Paniz Arab


The retail industry has endured a variety of changes throughout the last two decades. One major disruption in this industry has been the rise of internet retailers like Amazon that have pushed traditional brick-and-mortar retailers to either adapt in order to compete, or risk a slow and painful retail death. Antitrust law should take into account the realities of the retail industry and with whom large brick-and-mortar retailers are actually competing against. One avenue that antitrust law can use to take this reality into account is in its approach towards reviewing retail mergers. An important part of assessing whether a merger will have an anti-competitive effect on a specific geographic market involves determining which retailers are included in that geographic market to begin with. This Note argues federal courts and the Federal Trade Commission (FTC) should include Amazon as a competitor when assessing the geographic market for major brick-and-mortar retailers like Walmart, Target, Staples, and Best Buy. As of November 2021, federal courts have not had a chance to substantively consider whether Amazon should be included in the geographic market for large brick-and-mortar retail mergers. To the extent that courts have tangentially touched the issue, it appears courts have been hesitant to include internet retailers in the same geographic market as brick-and-mortar retailers.
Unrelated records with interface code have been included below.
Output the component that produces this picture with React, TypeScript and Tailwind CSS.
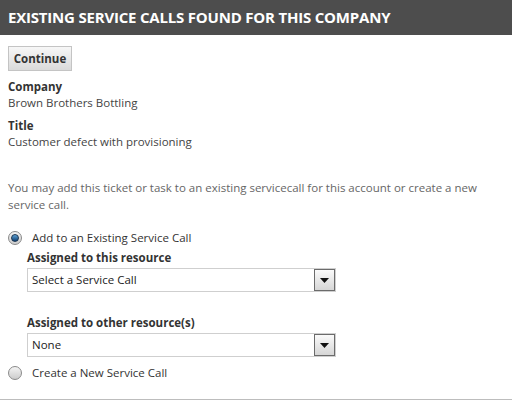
import { ReactNode } from 'react';

function Radio({ checked, label }: { checked?: boolean; label: string }) {
  return (
    <div className="flex items-center h-4 leading-4">
      <span className="ml-[8px] w-[14px] h-[14px] rounded-full border border-[#8a8a8a] bg-gradient-to-b from-[#f4f4f4] to-[#cccccc] flex items-center justify-center">
        {checked && (
          <span className="w-[8px] h-[8px] rounded-full bg-gradient-to-b from-[#5fa3d6] to-[#0c3f72] border border-[#1b3550]" />
        )}
      </span>
      <span className="ml-[10px] text-[11.5px] text-[#333]">{label}</span>
    </div>
  );
}

function Select({ value }: { value: string }) {
  return (
    <div className="ml-[27px] w-[309px] h-[24px] border border-[#cfcfcf] bg-white flex items-center justify-between">
      <span className="pl-[4px] text-[11.5px] text-[#222]">{value}</span>
      <span className="w-[21px] h-[22px] border border-[#6b6b6b] bg-gradient-to-b from-[#fafafa] to-[#d6d6d6] flex items-center justify-center">
        <svg width="9" height="5" viewBox="0 0 9 5">
          <path d="M0 0h9L4.5 5z" fill="#111" />
        </svg>
      </span>
    </div>
  );
}

function Field({ label, children }: { label: string; children: ReactNode }) {
  return (
    <div className="ml-2 leading-4">
      <div className="text-[11.5px] font-bold text-[#333]">{label}</div>
      <div className="text-[11.5px] text-[#444]">{children}</div>
    </div>
  );
}

export default function App() {
  return (
    <div className="w-[512px] h-[400px] bg-white font-['Open_Sans',sans-serif] overflow-hidden">
      <div className="h-[35px] bg-[#4d4d4d] pl-2 leading-[35px] text-[15px] font-bold text-white tracking-[-0.2px]">
        EXISTING SERVICE CALLS FOUND FOR THIS COMPANY
      </div>
      <button className="ml-2 mt-[11px] w-[64px] h-[25px] border border-[#c4c4c4] bg-gradient-to-b from-[#f7f7f7] to-[#dadada] text-[11.5px] font-bold text-[#333]">
        Continue
      </button>
      <div className="mt-[8px]">
        <Field label="Company">Brown Brothers Bottling</Field>
      </div>
      <div className="mt-[7px]">
        <Field label="Title">Customer defect with provisioning</Field>
      </div>
      <p className="mt-[29px] ml-2 mr-4 text-[11.5px] leading-[17px] text-[#666]">
        You may add this ticket or task to an existing servicecall for this account or create a new service call.
      </p>
      <div className="mt-[17px]">
        <Radio checked label="Add to an Existing Service Call" />
      </div>
      <div className="mt-[4px] ml-[27px] text-[11.5px] leading-4 font-bold text-[#333]">Assigned to this resource</div>
      <div className="mt-[2px]">
        <Select value="Select a Service Call" />
      </div>
      <div className="mt-[23px] ml-[27px] text-[11.5px] leading-4 font-bold text-[#333]">Assigned to other resource(s)</div>
      <div className="mt-[2px]">
        <Select value="None" />
      </div>
      <div className="mt-[8px]">
        <Radio label="Create a New Service Call" />
      </div>
      <div className="mt-[18px] border-t-2 border-[#bdbdbd]" />
    </div>
  );
}
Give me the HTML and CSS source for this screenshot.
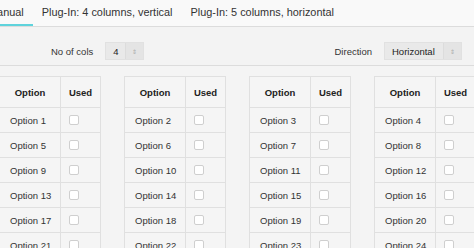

The FTC, on the other hand, has had a mixed response to Amazon and internet retailers. Inevitably, major brick-and-mortar retail mergers will occur, such as the recently attempted Staples/Office Depot merger, which will require consideration by the FTC and, in some cases, federal courts. When these mergers occur, Amazon should be considered a competitor when the merging retailers’ pricing and non-pricing conduct indicates that they consider Amazon a competitor.